Return every line of the records below verbatim, with no pictures in the copy.
· · ·
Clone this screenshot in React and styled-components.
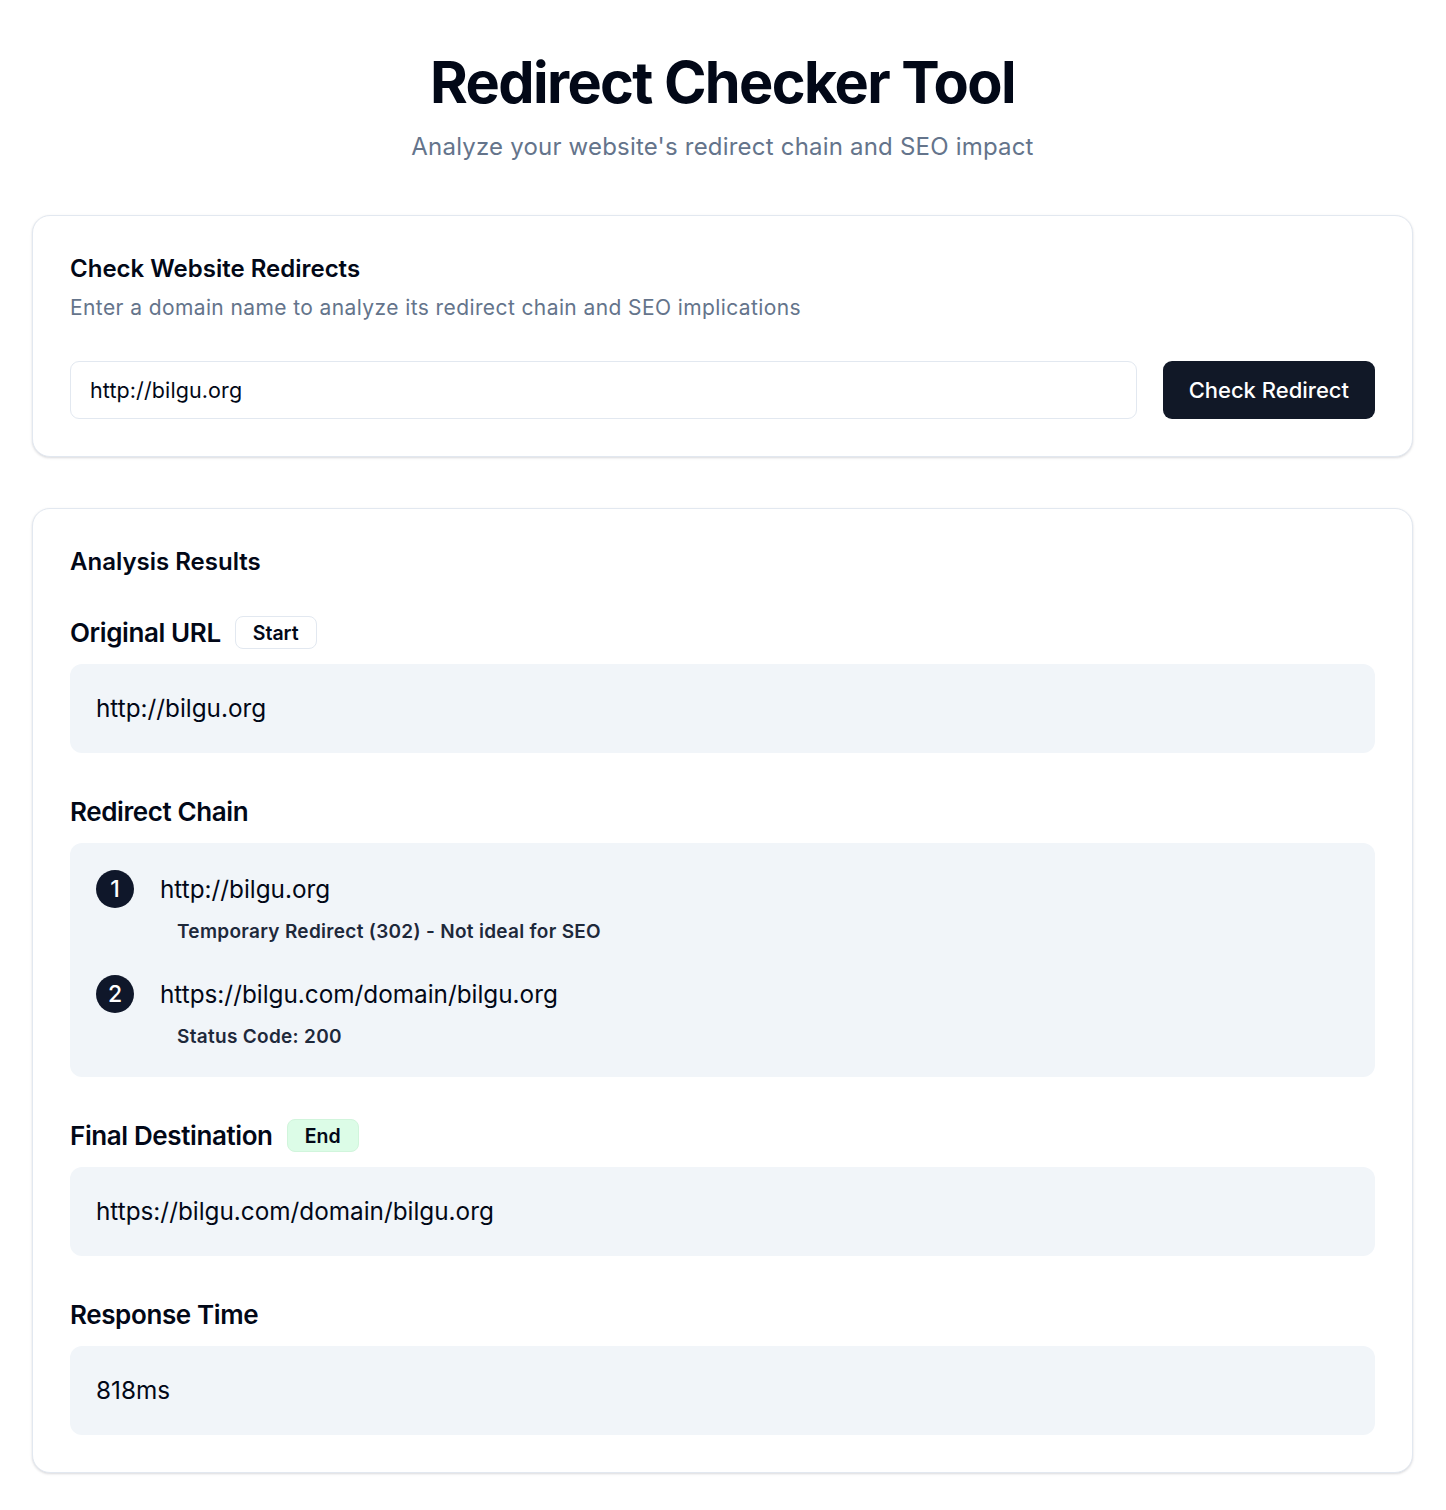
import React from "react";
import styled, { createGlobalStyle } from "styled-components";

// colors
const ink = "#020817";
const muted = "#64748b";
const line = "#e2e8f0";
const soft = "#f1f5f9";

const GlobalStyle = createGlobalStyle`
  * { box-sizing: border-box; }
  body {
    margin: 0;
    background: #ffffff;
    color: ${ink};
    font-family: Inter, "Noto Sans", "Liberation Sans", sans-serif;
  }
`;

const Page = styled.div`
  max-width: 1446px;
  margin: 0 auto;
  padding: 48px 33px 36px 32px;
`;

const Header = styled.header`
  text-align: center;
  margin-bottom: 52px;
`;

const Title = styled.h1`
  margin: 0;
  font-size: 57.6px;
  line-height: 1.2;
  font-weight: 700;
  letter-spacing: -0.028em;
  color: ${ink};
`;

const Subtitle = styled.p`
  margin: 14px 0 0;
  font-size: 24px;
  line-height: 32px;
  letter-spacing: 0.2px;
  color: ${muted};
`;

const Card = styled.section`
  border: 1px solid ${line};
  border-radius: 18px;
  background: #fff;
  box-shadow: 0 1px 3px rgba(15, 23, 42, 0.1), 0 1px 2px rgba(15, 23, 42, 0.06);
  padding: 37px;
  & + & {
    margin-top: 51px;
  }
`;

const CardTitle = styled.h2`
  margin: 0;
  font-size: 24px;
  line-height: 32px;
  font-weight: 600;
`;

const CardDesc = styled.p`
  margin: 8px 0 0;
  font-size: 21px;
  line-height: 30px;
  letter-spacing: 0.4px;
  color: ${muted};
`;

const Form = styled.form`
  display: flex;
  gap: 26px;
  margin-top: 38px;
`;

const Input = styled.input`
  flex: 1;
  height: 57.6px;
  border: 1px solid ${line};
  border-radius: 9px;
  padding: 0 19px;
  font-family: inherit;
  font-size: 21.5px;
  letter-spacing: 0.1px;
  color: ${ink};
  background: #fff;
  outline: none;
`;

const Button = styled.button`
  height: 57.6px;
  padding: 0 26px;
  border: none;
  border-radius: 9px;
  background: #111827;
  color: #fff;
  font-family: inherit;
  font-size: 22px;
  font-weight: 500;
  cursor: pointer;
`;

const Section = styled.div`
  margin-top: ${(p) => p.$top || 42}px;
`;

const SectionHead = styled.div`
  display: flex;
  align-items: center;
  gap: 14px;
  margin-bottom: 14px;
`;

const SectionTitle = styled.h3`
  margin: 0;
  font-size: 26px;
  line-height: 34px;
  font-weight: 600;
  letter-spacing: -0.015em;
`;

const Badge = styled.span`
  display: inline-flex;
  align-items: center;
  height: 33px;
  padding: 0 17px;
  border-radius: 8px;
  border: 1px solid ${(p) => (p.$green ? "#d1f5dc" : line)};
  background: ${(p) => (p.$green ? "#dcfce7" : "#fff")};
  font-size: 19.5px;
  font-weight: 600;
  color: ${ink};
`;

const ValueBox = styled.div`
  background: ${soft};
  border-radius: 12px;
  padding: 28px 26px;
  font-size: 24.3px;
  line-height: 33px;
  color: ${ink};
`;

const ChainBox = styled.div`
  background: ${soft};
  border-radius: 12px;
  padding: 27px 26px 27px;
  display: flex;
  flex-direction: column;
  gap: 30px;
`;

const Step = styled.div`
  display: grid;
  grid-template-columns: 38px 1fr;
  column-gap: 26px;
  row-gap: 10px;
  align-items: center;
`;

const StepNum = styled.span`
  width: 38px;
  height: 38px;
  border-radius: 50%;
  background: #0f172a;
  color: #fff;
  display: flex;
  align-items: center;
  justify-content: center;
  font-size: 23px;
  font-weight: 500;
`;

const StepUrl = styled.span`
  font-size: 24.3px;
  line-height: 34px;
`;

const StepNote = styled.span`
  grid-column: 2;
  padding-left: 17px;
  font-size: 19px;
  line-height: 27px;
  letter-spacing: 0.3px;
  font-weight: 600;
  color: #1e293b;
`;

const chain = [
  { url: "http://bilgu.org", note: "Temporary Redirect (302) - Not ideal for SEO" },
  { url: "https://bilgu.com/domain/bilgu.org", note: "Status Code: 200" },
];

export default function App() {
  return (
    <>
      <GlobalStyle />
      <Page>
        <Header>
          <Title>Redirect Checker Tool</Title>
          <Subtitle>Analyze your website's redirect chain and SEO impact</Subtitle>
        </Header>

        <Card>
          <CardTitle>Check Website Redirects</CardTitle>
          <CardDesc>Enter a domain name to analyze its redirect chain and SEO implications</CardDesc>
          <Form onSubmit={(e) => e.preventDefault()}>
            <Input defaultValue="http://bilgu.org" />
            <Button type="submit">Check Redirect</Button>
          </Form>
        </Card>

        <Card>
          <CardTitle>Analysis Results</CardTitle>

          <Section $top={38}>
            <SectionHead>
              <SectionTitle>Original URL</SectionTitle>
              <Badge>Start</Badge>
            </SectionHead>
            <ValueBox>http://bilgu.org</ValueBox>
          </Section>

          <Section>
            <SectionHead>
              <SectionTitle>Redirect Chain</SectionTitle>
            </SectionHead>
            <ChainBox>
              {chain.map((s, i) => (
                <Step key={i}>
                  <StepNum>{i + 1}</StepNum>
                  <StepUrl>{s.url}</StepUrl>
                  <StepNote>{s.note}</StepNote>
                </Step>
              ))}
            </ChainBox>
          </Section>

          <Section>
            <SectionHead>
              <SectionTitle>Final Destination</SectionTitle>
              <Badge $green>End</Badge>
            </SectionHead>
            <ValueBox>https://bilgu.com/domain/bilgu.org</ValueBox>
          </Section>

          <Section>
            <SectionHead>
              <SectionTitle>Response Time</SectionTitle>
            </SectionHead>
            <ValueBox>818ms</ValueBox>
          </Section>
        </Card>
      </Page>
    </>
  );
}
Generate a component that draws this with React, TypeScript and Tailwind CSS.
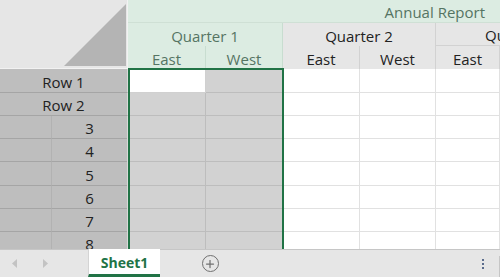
· · ·
* EXPECTED ANSWER *
Clone this screenshot in React and styled-components.
import React from "react";
import styled, { createGlobalStyle } from "styled-components";

// colors
const ink = "#020817";
const muted = "#64748b";
const line = "#e2e8f0";
const soft = "#f1f5f9";

const GlobalStyle = createGlobalStyle`
  * { box-sizing: border-box; }
  body {
    margin: 0;
    background: #ffffff;
    color: ${ink};
    font-family: Inter, "Noto Sans", "Liberation Sans", sans-serif;
  }
`;

const Page = styled.div`
  max-width: 1446px;
  margin: 0 auto;
  padding: 48px 33px 36px 32px;
`;

const Header = styled.header`
  text-align: center;
  margin-bottom: 52px;
`;

const Title = styled.h1`
  margin: 0;
  font-size: 57.6px;
  line-height: 1.2;
  font-weight: 700;
  letter-spacing: -0.028em;
  color: ${ink};
`;

const Subtitle = styled.p`
  margin: 14px 0 0;
  font-size: 24px;
  line-height: 32px;
  letter-spacing: 0.2px;
  color: ${muted};
`;

const Card = styled.section`
  border: 1px solid ${line};
  border-radius: 18px;
  background: #fff;
  box-shadow: 0 1px 3px rgba(15, 23, 42, 0.1), 0 1px 2px rgba(15, 23, 42, 0.06);
  padding: 37px;
  & + & {
    margin-top: 51px;
  }
`;

const CardTitle = styled.h2`
  margin: 0;
  font-size: 24px;
  line-height: 32px;
  font-weight: 600;
`;

const CardDesc = styled.p`
  margin: 8px 0 0;
  font-size: 21px;
  line-height: 30px;
  letter-spacing: 0.4px;
  color: ${muted};
`;

const Form = styled.form`
  display: flex;
  gap: 26px;
  margin-top: 38px;
`;

const Input = styled.input`
  flex: 1;
  height: 57.6px;
  border: 1px solid ${line};
  border-radius: 9px;
  padding: 0 19px;
  font-family: inherit;
  font-size: 21.5px;
  letter-spacing: 0.1px;
  color: ${ink};
  background: #fff;
  outline: none;
`;

const Button = styled.button`
  height: 57.6px;
  padding: 0 26px;
  border: none;
  border-radius: 9px;
  background: #111827;
  color: #fff;
  font-family: inherit;
  font-size: 22px;
  font-weight: 500;
  cursor: pointer;
`;

const Section = styled.div`
  margin-top: ${(p) => p.$top || 42}px;
`;

const SectionHead = styled.div`
  display: flex;
  align-items: center;
  gap: 14px;
  margin-bottom: 14px;
`;

const SectionTitle = styled.h3`
  margin: 0;
  font-size: 26px;
  line-height: 34px;
  font-weight: 600;
  letter-spacing: -0.015em;
`;

const Badge = styled.span`
  display: inline-flex;
  align-items: center;
  height: 33px;
  padding: 0 17px;
  border-radius: 8px;
  border: 1px solid ${(p) => (p.$green ? "#d1f5dc" : line)};
  background: ${(p) => (p.$green ? "#dcfce7" : "#fff")};
  font-size: 19.5px;
  font-weight: 600;
  color: ${ink};
`;

const ValueBox = styled.div`
  background: ${soft};
  border-radius: 12px;
  padding: 28px 26px;
  font-size: 24.3px;
  line-height: 33px;
  color: ${ink};
`;

const ChainBox = styled.div`
  background: ${soft};
  border-radius: 12px;
  padding: 27px 26px 27px;
  display: flex;
  flex-direction: column;
  gap: 30px;
`;

const Step = styled.div`
  display: grid;
  grid-template-columns: 38px 1fr;
  column-gap: 26px;
  row-gap: 10px;
  align-items: center;
`;

const StepNum = styled.span`
  width: 38px;
  height: 38px;
  border-radius: 50%;
  background: #0f172a;
  color: #fff;
  display: flex;
  align-items: center;
  justify-content: center;
  font-size: 23px;
  font-weight: 500;
`;

const StepUrl = styled.span`
  font-size: 24.3px;
  line-height: 34px;
`;

const StepNote = styled.span`
  grid-column: 2;
  padding-left: 17px;
  font-size: 19px;
  line-height: 27px;
  letter-spacing: 0.3px;
  font-weight: 600;
  color: #1e293b;
`;

const chain = [
  { url: "http://bilgu.org", note: "Temporary Redirect (302) - Not ideal for SEO" },
  { url: "https://bilgu.com/domain/bilgu.org", note: "Status Code: 200" },
];

export default function App() {
  return (
    <>
      <GlobalStyle />
      <Page>
        <Header>
          <Title>Redirect Checker Tool</Title>
          <Subtitle>Analyze your website's redirect chain and SEO impact</Subtitle>
        </Header>

        <Card>
          <CardTitle>Check Website Redirects</CardTitle>
          <CardDesc>Enter a domain name to analyze its redirect chain and SEO implications</CardDesc>
          <Form onSubmit={(e) => e.preventDefault()}>
            <Input defaultValue="http://bilgu.org" />
            <Button type="submit">Check Redirect</Button>
          </Form>
        </Card>

        <Card>
          <CardTitle>Analysis Results</CardTitle>

          <Section $top={38}>
            <SectionHead>
              <SectionTitle>Original URL</SectionTitle>
              <Badge>Start</Badge>
            </SectionHead>
            <ValueBox>http://bilgu.org</ValueBox>
          </Section>

          <Section>
            <SectionHead>
              <SectionTitle>Redirect Chain</SectionTitle>
            </SectionHead>
            <ChainBox>
              {chain.map((s, i) => (
                <Step key={i}>
                  <StepNum>{i + 1}</StepNum>
                  <StepUrl>{s.url}</StepUrl>
                  <StepNote>{s.note}</StepNote>
                </Step>
              ))}
            </ChainBox>
          </Section>

          <Section>
            <SectionHead>
              <SectionTitle>Final Destination</SectionTitle>
              <Badge $green>End</Badge>
            </SectionHead>
            <ValueBox>https://bilgu.com/domain/bilgu.org</ValueBox>
          </Section>

          <Section>
            <SectionHead>
              <SectionTitle>Response Time</SectionTitle>
            </SectionHead>
            <ValueBox>818ms</ValueBox>
          </Section>
        </Card>
      </Page>
    </>
  );
}
Generate a component that draws this with React, TypeScript and Tailwind CSS.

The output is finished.